Step 3: Maintaining communication throughout absence

Key facts:

Managers are often reluctant to contact employees while they are off work with mental ill-health. They may be concerned their contact may be unwelcome, that it may make the situation worse. Or they may not know what to say. However, maintaining contact throughout sickness absence improves the likelihood of the employee returning to work. It can help relieve the anxiety of returning to work for the employee and can help you as the employer with your work planning.
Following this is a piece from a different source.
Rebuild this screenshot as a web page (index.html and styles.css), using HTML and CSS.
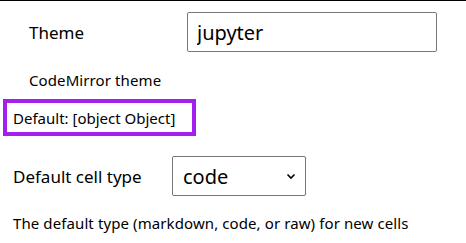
FILE: index.html
```html
<!DOCTYPE html>
<html lang="en">
<head>
  <meta charset="UTF-8">
  <title>Settings</title>
  <link rel="stylesheet" href="styles.css">
</head>
<body>
  <div class="panel">
    <div class="fila tema">
      <label class="etiqueta">Theme</label>
      <input class="entrada" type="text" value="jupyter">
    </div>
    <div class="descripcion tema-desc">CodeMirror theme</div>
    <div class="defecto">Default: [object Object]</div>
    <div class="fila celda">
      <label class="etiqueta">Default cell type</label>
      <div class="selector">
        <span>code</span>
        <svg width="12" height="8" viewBox="0 0 12 8"><path d="M2.5 2.5 L6 6 L9.5 2.5" fill="none" stroke="#000" stroke-width="1.6"/></svg>
      </div>
    </div>
    <div class="descripcion celda-desc">The default type (markdown, code, or raw) for new cells</div>
  </div>
</body>
</html>
```
FILE: styles.css
```css
body {
  margin: 0;
  font-family: "Noto Sans", "Open Sans", sans-serif;
  color: #000;
  background: #fff;
}
.panel {
  border-top: 1px solid #000;
  height: 242px;
}
.fila {
  display: flex;
  align-items: center;
}
.etiqueta {
  font-size: 17px;
}
.tema {
  margin-top: 11px;
  padding-left: 29px;
}
.tema .etiqueta {
  width: 158px;
}
.entrada {
  width: 250px;
  height: 40px;
  box-sizing: border-box;
  border: 1px solid #767676;
  border-radius: 2px;
  padding: 0 9px;
  font-family: inherit;
  font-size: 20px;
  color: #000;
  margin: 0;
}
.descripcion {
  font-size: 15px;
  letter-spacing: 0.1px;
}
.tema-desc {
  padding-left: 29px;
  margin-top: 18px;
  line-height: 20px;
}
.defecto {
  margin: 9px 0 0 3px;
  width: 193px;
  height: 37px;
  box-sizing: border-box;
  border: 4px solid #a31ff0;
  font-size: 15px;
  display: flex;
  align-items: center;
  padding-left: 6px;
}
.celda {
  margin-top: 20px;
  padding-left: 13px;
}
.celda .etiqueta {
  width: 159px;
}
.selector {
  width: 134px;
  height: 40px;
  box-sizing: border-box;
  border: 1px solid #767676;
  border-radius: 2px;
  display: flex;
  align-items: center;
  justify-content: space-between;
  padding: 0 8px 0 10px;
  font-size: 20px;
}
.celda-desc {
  padding-left: 13px;
  margin-top: 17px;
  line-height: 20px;
}
```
Looking down on someones hands typing on a laptop with a notepad, coffee and phone on the desk

What to do:

  • After 7 days, request Fit note (previously called the sick note) if one has not sent by the employee (see example email in this step).
  • Consider carefully the content of the Fit Note and ensure that it is safely filed.
  • Remember to keep in touch with the employee in the ways you agreed with the employee previously. Check-in with them at regular intervals.  If you have not yet agreed how you will keep in contact, see the template in step 1.
  • If the absence progresses, the following options are open to you:
    1. Request a Human Resource Professional or Occupational Health professional to review the situation. See the NHS Health at Work Network website for the NHS Occupational Health support, the Society of Occupational Medicine website for more information, and the Chartered Institute of Personnel Development website for further information.
    2. After 4 weeks absence, you can refer the employee to the Fit for Work services. Fit for Work is a voluntary service that offers employees access to occupational health services, which is available to a worker after they have been off for four weeks or more due to sickness. See the Fit for Work services website for more information.
    3. Request to liaise with GP. You can write to the employee’s GP, providing details of the role and asking them to consider the impact of return. Please note, GPs will only act with the consent of their patient. Many GPs do not have expertise in employment matters or occupational health.  So, GPs may be reluctant or unable to give detailed advice.

What to say:

Using the knowledge and skills developed in Steps 1 and 2, continue to maintain contact with the employee throughout their absence in the way you have agreed i.e. via email, phone, directly or via a trusted colleague.

The templates in the right hand column provide suggested text for emails or letters that you to edit and send to your employee as appropriate. If you haven’t already done so, you can send them the employee guide.